(Work instructions) Go through the entries and transcribe each one exactly, dropping the pictures.

(Supplied data)
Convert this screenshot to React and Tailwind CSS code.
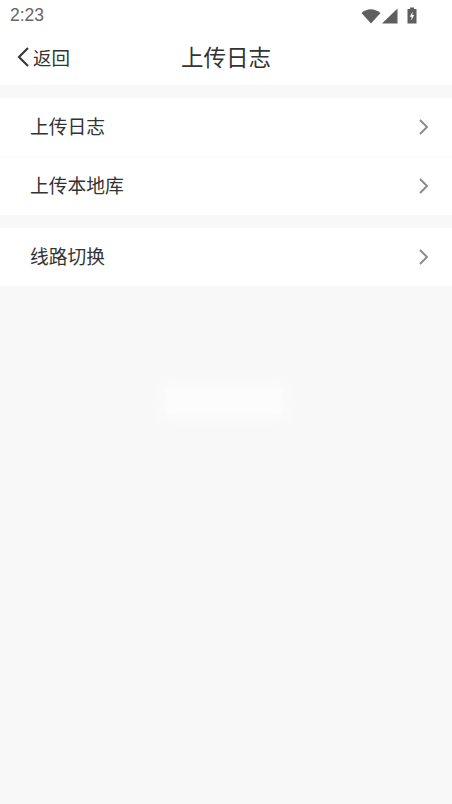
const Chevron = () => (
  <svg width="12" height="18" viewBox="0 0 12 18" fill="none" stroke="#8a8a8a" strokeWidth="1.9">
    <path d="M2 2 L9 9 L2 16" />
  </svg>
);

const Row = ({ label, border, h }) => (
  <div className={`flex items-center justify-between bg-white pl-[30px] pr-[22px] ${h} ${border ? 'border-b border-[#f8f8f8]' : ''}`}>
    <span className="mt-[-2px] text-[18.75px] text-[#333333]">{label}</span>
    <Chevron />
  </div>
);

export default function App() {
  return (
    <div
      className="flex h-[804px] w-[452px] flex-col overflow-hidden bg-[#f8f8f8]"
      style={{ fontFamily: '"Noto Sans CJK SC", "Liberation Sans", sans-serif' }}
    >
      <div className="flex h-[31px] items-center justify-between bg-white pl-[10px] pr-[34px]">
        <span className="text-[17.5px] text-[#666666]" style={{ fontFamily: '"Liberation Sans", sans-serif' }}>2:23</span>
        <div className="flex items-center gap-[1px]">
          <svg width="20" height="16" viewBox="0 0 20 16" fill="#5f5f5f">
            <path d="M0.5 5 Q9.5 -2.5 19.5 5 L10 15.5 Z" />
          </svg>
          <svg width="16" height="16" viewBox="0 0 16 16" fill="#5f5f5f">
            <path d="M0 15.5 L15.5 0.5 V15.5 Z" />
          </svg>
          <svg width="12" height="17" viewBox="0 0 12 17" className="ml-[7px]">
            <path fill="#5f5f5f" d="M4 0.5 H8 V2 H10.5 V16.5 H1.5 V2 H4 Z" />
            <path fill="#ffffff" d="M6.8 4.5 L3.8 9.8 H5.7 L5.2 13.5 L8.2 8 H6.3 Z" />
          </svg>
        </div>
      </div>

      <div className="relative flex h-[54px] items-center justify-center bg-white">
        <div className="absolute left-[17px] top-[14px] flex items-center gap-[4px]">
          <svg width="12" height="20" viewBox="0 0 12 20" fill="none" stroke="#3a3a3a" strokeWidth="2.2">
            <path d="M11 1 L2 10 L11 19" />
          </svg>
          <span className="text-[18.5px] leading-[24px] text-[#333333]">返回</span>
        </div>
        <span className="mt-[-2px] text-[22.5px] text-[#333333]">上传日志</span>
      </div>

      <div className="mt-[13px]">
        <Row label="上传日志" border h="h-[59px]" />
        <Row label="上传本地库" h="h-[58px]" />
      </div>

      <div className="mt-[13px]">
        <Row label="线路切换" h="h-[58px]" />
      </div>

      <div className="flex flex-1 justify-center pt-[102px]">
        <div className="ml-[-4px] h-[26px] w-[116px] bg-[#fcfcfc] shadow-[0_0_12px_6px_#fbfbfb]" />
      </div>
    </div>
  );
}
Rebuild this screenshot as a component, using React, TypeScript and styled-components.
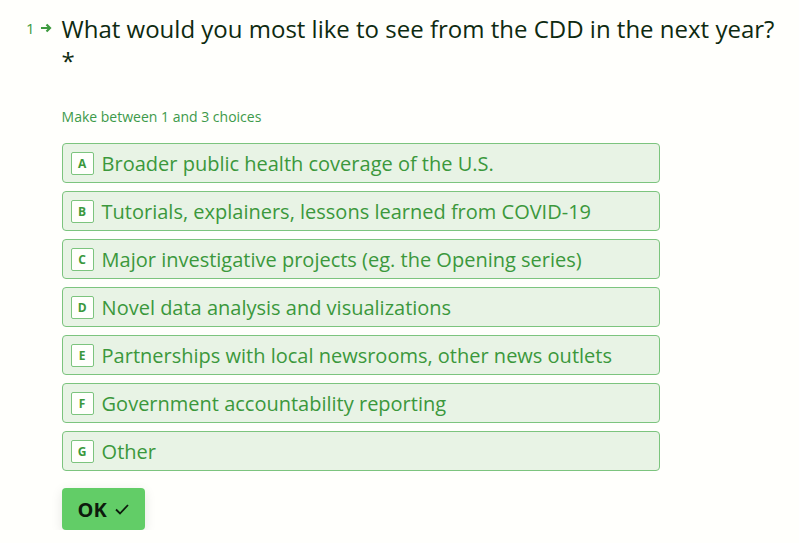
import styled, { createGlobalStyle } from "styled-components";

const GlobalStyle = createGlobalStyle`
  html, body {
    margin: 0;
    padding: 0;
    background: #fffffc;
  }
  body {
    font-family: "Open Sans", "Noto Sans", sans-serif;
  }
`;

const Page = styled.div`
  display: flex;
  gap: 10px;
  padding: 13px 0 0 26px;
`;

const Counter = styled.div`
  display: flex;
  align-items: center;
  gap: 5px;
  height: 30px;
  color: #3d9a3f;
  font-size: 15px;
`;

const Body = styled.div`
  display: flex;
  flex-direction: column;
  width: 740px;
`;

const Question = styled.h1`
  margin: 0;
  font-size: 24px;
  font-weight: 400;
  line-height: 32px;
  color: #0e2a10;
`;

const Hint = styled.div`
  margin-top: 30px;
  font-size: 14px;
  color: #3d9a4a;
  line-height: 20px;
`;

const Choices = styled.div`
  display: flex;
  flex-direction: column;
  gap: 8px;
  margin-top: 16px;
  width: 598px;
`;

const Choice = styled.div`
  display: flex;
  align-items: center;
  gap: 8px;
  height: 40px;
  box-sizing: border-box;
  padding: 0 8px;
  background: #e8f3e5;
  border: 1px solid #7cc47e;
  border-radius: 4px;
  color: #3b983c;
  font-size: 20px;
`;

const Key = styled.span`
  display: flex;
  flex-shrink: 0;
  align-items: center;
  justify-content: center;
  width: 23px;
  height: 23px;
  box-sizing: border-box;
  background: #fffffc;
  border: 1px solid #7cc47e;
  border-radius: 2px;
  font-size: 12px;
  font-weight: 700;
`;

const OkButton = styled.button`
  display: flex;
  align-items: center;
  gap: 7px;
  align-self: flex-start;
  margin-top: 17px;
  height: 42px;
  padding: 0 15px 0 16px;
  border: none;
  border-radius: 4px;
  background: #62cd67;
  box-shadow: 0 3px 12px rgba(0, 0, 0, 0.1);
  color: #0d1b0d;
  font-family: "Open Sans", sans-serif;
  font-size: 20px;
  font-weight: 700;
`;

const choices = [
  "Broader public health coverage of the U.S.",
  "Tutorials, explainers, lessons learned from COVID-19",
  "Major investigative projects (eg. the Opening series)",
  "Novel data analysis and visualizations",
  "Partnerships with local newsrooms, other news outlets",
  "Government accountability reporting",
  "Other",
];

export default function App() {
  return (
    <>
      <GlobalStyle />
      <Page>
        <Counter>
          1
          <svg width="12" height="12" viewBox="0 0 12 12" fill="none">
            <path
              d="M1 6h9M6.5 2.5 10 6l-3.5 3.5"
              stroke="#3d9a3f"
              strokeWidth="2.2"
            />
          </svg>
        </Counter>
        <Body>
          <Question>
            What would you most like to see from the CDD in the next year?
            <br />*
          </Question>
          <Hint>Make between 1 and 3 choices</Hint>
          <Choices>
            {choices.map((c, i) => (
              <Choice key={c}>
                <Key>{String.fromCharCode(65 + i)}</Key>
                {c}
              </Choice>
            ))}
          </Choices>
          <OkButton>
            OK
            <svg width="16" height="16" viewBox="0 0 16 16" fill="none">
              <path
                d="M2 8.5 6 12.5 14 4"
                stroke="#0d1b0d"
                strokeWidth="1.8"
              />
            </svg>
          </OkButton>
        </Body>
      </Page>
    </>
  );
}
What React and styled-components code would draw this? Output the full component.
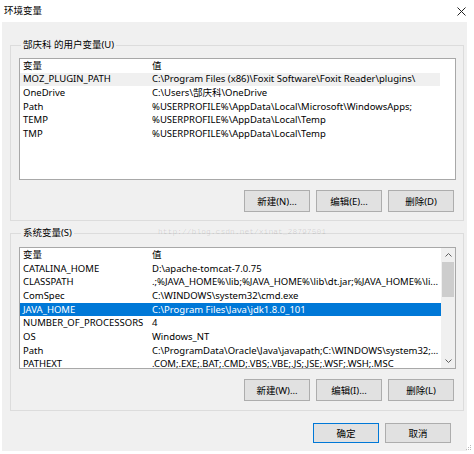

(Final answer)
Convert this screenshot to React and Tailwind CSS code.
const Chevron = () => (
  <svg width="12" height="18" viewBox="0 0 12 18" fill="none" stroke="#8a8a8a" strokeWidth="1.9">
    <path d="M2 2 L9 9 L2 16" />
  </svg>
);

const Row = ({ label, border, h }) => (
  <div className={`flex items-center justify-between bg-white pl-[30px] pr-[22px] ${h} ${border ? 'border-b border-[#f8f8f8]' : ''}`}>
    <span className="mt-[-2px] text-[18.75px] text-[#333333]">{label}</span>
    <Chevron />
  </div>
);

export default function App() {
  return (
    <div
      className="flex h-[804px] w-[452px] flex-col overflow-hidden bg-[#f8f8f8]"
      style={{ fontFamily: '"Noto Sans CJK SC", "Liberation Sans", sans-serif' }}
    >
      <div className="flex h-[31px] items-center justify-between bg-white pl-[10px] pr-[34px]">
        <span className="text-[17.5px] text-[#666666]" style={{ fontFamily: '"Liberation Sans", sans-serif' }}>2:23</span>
        <div className="flex items-center gap-[1px]">
          <svg width="20" height="16" viewBox="0 0 20 16" fill="#5f5f5f">
            <path d="M0.5 5 Q9.5 -2.5 19.5 5 L10 15.5 Z" />
          </svg>
          <svg width="16" height="16" viewBox="0 0 16 16" fill="#5f5f5f">
            <path d="M0 15.5 L15.5 0.5 V15.5 Z" />
          </svg>
          <svg width="12" height="17" viewBox="0 0 12 17" className="ml-[7px]">
            <path fill="#5f5f5f" d="M4 0.5 H8 V2 H10.5 V16.5 H1.5 V2 H4 Z" />
            <path fill="#ffffff" d="M6.8 4.5 L3.8 9.8 H5.7 L5.2 13.5 L8.2 8 H6.3 Z" />
          </svg>
        </div>
      </div>

      <div className="relative flex h-[54px] items-center justify-center bg-white">
        <div className="absolute left-[17px] top-[14px] flex items-center gap-[4px]">
          <svg width="12" height="20" viewBox="0 0 12 20" fill="none" stroke="#3a3a3a" strokeWidth="2.2">
            <path d="M11 1 L2 10 L11 19" />
          </svg>
          <span className="text-[18.5px] leading-[24px] text-[#333333]">返回</span>
        </div>
        <span className="mt-[-2px] text-[22.5px] text-[#333333]">上传日志</span>
      </div>

      <div className="mt-[13px]">
        <Row label="上传日志" border h="h-[59px]" />
        <Row label="上传本地库" h="h-[58px]" />
      </div>

      <div className="mt-[13px]">
        <Row label="线路切换" h="h-[58px]" />
      </div>

      <div className="flex flex-1 justify-center pt-[102px]">
        <div className="ml-[-4px] h-[26px] w-[116px] bg-[#fcfcfc] shadow-[0_0_12px_6px_#fbfbfb]" />
      </div>
    </div>
  );
}
Rebuild this screenshot as a component, using React, TypeScript and styled-components.
import styled, { createGlobalStyle } from "styled-components";

const GlobalStyle = createGlobalStyle`
  html, body {
    margin: 0;
    padding: 0;
    background: #fffffc;
  }
  body {
    font-family: "Open Sans", "Noto Sans", sans-serif;
  }
`;

const Page = styled.div`
  display: flex;
  gap: 10px;
  padding: 13px 0 0 26px;
`;

const Counter = styled.div`
  display: flex;
  align-items: center;
  gap: 5px;
  height: 30px;
  color: #3d9a3f;
  font-size: 15px;
`;

const Body = styled.div`
  display: flex;
  flex-direction: column;
  width: 740px;
`;

const Question = styled.h1`
  margin: 0;
  font-size: 24px;
  font-weight: 400;
  line-height: 32px;
  color: #0e2a10;
`;

const Hint = styled.div`
  margin-top: 30px;
  font-size: 14px;
  color: #3d9a4a;
  line-height: 20px;
`;

const Choices = styled.div`
  display: flex;
  flex-direction: column;
  gap: 8px;
  margin-top: 16px;
  width: 598px;
`;

const Choice = styled.div`
  display: flex;
  align-items: center;
  gap: 8px;
  height: 40px;
  box-sizing: border-box;
  padding: 0 8px;
  background: #e8f3e5;
  border: 1px solid #7cc47e;
  border-radius: 4px;
  color: #3b983c;
  font-size: 20px;
`;

const Key = styled.span`
  display: flex;
  flex-shrink: 0;
  align-items: center;
  justify-content: center;
  width: 23px;
  height: 23px;
  box-sizing: border-box;
  background: #fffffc;
  border: 1px solid #7cc47e;
  border-radius: 2px;
  font-size: 12px;
  font-weight: 700;
`;

const OkButton = styled.button`
  display: flex;
  align-items: center;
  gap: 7px;
  align-self: flex-start;
  margin-top: 17px;
  height: 42px;
  padding: 0 15px 0 16px;
  border: none;
  border-radius: 4px;
  background: #62cd67;
  box-shadow: 0 3px 12px rgba(0, 0, 0, 0.1);
  color: #0d1b0d;
  font-family: "Open Sans", sans-serif;
  font-size: 20px;
  font-weight: 700;
`;

const choices = [
  "Broader public health coverage of the U.S.",
  "Tutorials, explainers, lessons learned from COVID-19",
  "Major investigative projects (eg. the Opening series)",
  "Novel data analysis and visualizations",
  "Partnerships with local newsrooms, other news outlets",
  "Government accountability reporting",
  "Other",
];

export default function App() {
  return (
    <>
      <GlobalStyle />
      <Page>
        <Counter>
          1
          <svg width="12" height="12" viewBox="0 0 12 12" fill="none">
            <path
              d="M1 6h9M6.5 2.5 10 6l-3.5 3.5"
              stroke="#3d9a3f"
              strokeWidth="2.2"
            />
          </svg>
        </Counter>
        <Body>
          <Question>
            What would you most like to see from the CDD in the next year?
            <br />*
          </Question>
          <Hint>Make between 1 and 3 choices</Hint>
          <Choices>
            {choices.map((c, i) => (
              <Choice key={c}>
                <Key>{String.fromCharCode(65 + i)}</Key>
                {c}
              </Choice>
            ))}
          </Choices>
          <OkButton>
            OK
            <svg width="16" height="16" viewBox="0 0 16 16" fill="none">
              <path
                d="M2 8.5 6 12.5 14 4"
                stroke="#0d1b0d"
                strokeWidth="1.8"
              />
            </svg>
          </OkButton>
        </Body>
      </Page>
    </>
  );
}
What React and styled-components code would draw this? Output the full component.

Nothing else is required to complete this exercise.